What you need to do>
Everything from the first line of the data below through the line that contains "const H = 380;" should be written out exactly, please, and nothing more; the pictures stay out.
--- Data provided ---
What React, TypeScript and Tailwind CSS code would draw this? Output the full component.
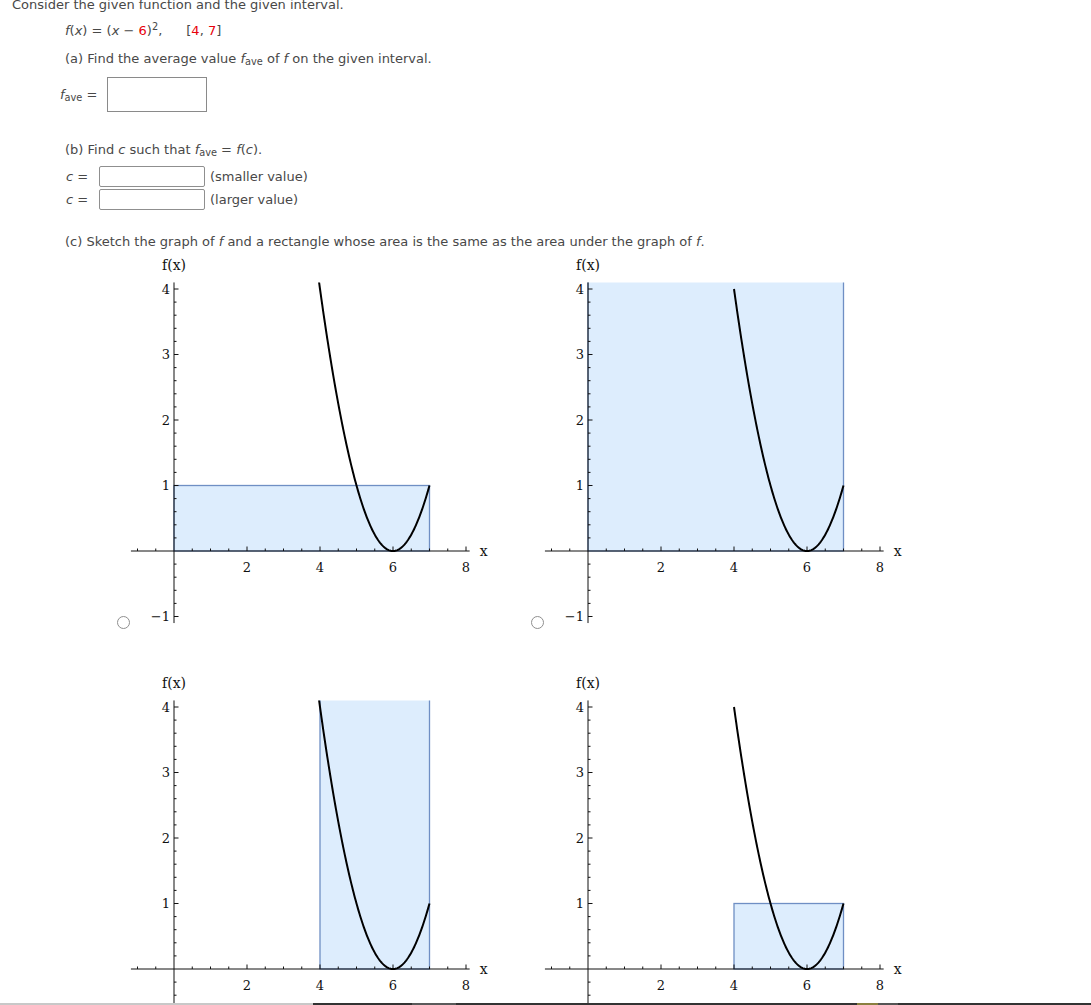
import React from 'react';

const XU = 36.5;
const YU = 65.5;
const OX = 44;
const OY = 298;
const W = 394;
const H = 380;

const px = (v: number) => OX + v * XU;
const py = (v: number) => OY - v * YU;

interface GraphProps {
    id: string;
    rect: [number, number, number]; // x0, x1, height
    start: number; // where the curve begins
}

const Graph: React.FC<GraphProps> = ({ id, rect, start }) => {
    const pts: string[] = [];
    for (let x = start; x <= 7.0001; x += 0.02) {
        pts.push(`${px(x).toFixed(2)},${py((x - 6) * (x - 6)).toFixed(2)}`);
    }

    const xTicks: number[] = [];
    for (let v = -1; v <= 8; v += 0.5) if (v !== 0) xTicks.push(v);
    const yTicks: number[] = [];
    for (let i = -5; i <= 20; i++) if (i !== 0) yTicks.push(i / 5);

    const serif = "'DejaVu Serif', 'Liberation Serif', serif";

    return (
        <svg width={W} height={H} viewBox={`0 0 ${W} ${H}`} className="block shrink-0">
            <defs>
                <clipPath id={id}>
                    <rect x={px(-1.2)} y={py(4.1)} width={px(8.1) - px(-1.2)} height={py(-1.2) - py(4.1)} />
                </clipPath>
            </defs>

            {/* rectangle with the same area */}
            <g clipPath={`url(#${id})`}>
                <rect
                    x={px(rect[0])}
                    y={py(rect[2])}
                    width={px(rect[1]) - px(rect[0])}
                    height={py(0) - py(rect[2])}
                    fill="#ddedfd"
                    stroke="#6f8fc4"
                    strokeWidth={1.3}
                />
            </g>

            {/* axes */}
            <line x1={px(-1.18)} y1={OY} x2={px(8.1)} y2={OY} stroke="#111" strokeWidth={1} />
            <line x1={OX} y1={py(4.1)} x2={OX} y2={py(-1.1)} stroke="#111" strokeWidth={1} />

            {xTicks.map(v => {
                const major = v % 2 === 0;
                return (
                    <line key={`x${v}`} x1={px(v)} y1={OY} x2={px(v)} y2={OY - (major ? 4.5 : 2.5)} stroke="#111" strokeWidth={1} />
                );
            })}
            {yTicks.map(v => {
                const major = Number.isInteger(v);
                return (
                    <line key={`y${v}`} x1={OX} y1={py(v)} x2={OX + (major ? 4.5 : 2.5)} y2={py(v)} stroke="#111" strokeWidth={1} />
                );
            })}

            {/* tick labels */}
            {[2, 4, 6, 8].map(v => (
                <text key={`lx${v}`} x={px(v)} y={OY + 21} textAnchor="middle" fontSize={13} fontFamily={serif} fill="#111">
                    {v}
                </text>
            ))}
            {[4, 3, 2, 1, -1].map(v => (
                <text key={`ly${v}`} x={OX - 4} y={py(v) + 4.5} textAnchor="end" fontSize={13} fontFamily={serif} fill="#111">
                    {v < 0 ? `−${-v}` : v}
                </text>
            ))}
            <text x={px(8.1) + 10} y={OY + 5} fontSize={14} fontFamily={serif} fill="#111">x</text>
            <text x={OX} y={17} textAnchor="middle" fontSize={14} fontFamily={serif} fill="#111">f(x)</text>

            {/* the function */}
            <g clipPath={`url(#${id})`}>
                <polyline points={pts.join(' ')} fill="none" stroke="#000" strokeWidth={2} strokeLinejoin="round" />
            </g>
        </svg>
    );
};

const Red: React.FC<{ children: React.ReactNode }> = ({ children }) => (
    <span className="text-[#e8000b]">{children}</span>
);

const graphs: GraphProps[] = [
    { id: 'g1', rect: [0, 7, 1], start: 3.9 },
    { id: 'g2', rect: [0, 7, 10], start: 4 },
    { id: 'g3', rect: [4, 7, 10], start: 3.9 },
    { id: 'g4', rect: [4, 7, 1], start: 4 },
];

export default function App() {
    return (
        <div className="h-[1005px] flex flex-col overflow-hidden bg-white">
            <div className="flex-1 min-h-0 overflow-hidden pl-[12px] text-[13px] leading-[16px] text-[#484848] font-['DejaVu_Sans','Verdana',sans-serif]">
                <p className="-mt-[3px]">Consider the given function and the given interval.</p>

                <div className="pl-[53px]">
                    <p className="mt-[10px]">
                        <i>f</i>(<i>x</i>) = (<i>x</i> − <Red>6</Red>)<sup>2</sup>,
                        <span className="ml-[24px]">[<Red>4</Red>, <Red>7</Red>]</span>
                    </p>

                    {/* Part (a) */}
                    <p className="mt-[12px]">
                        (a) Find the average value <i>f</i><sub>ave</sub> of <i>f</i> on the given interval.
                    </p>
                    <div className="mt-[10px] -ml-[5px] flex items-center">
                        <span><i>f</i><sub>ave</sub> =</span>
                        <input type="text" className="ml-[10px] w-[100px] h-[35px] border border-[#8a8a8a] bg-white outline-none" />
                    </div>

                    {/* Part (b) */}
                    <p className="mt-[30px]">
                        (b) Find <i>c</i> such that <i>f</i><sub>ave</sub> = <i>f</i>(<i>c</i>).
                    </p>
                    <div className="mt-[8px] flex flex-col gap-[2px]">
                        <div className="flex items-center">
                            <span className="ml-[1px] w-[24px]"><i>c</i> =</span>
                            <input type="text" className="ml-[9px] w-[106px] h-[21px] border border-[#8f8f8f] rounded-[2px] bg-white outline-none" />
                            <span className="ml-[5px]">(smaller value)</span>
                        </div>
                        <div className="flex items-center">
                            <span className="ml-[1px] w-[24px]"><i>c</i> =</span>
                            <input type="text" className="ml-[9px] w-[106px] h-[21px] border border-[#8f8f8f] rounded-[2px] bg-white outline-none" />
                            <span className="ml-[5px]">(larger value)</span>
                        </div>
                    </div>

                    {/* Part (c) */}
                    <p className="mt-[24px]">
                        (c) Sketch the graph of <i>f</i> and a rectangle whose area is the same as the area under the graph of <i>f</i>.
                    </p>
                </div>

                <div className="mt-[3px] ml-[98px] grid grid-cols-[414px_414px] gap-y-[38px]">
                    {graphs.map(g => (
                        <label key={g.id} className="flex items-end">
                            <input
                                type="radio"
                                name="sketch"
                                className="appearance-none shrink-0 ml-[7px] mb-[4px] w-[13px] h-[13px] rounded-full border border-[#8f8f8f] bg-white"
                            />
                            <Graph {...g} />
                        </label>
                    ))}
                </div>
            </div>

            {/* strip of the window below */}
            <div className="h-[2px] flex shrink-0">
                <div className="w-[313px] bg-[#c8c8c8]" />
                <div className="w-[99px] bg-[#333333]" />
                <div className="w-[44px] bg-[#5a5a5a]" />
                <div className="w-[401px] bg-[#333333]" />
                <div className="w-[21px] bg-[#8a8040]" />
                <div className="w-[20px] bg-[#555555]" />
                <div className="flex-1 bg-[#333333]" />
            </div>
        </div>
    );
}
---
Finished answer>
What React, TypeScript and Tailwind CSS code would draw this? Output the full component.
import React from 'react';

const XU = 36.5;
const YU = 65.5;
const OX = 44;
const OY = 298;
const W = 394;
const H = 380;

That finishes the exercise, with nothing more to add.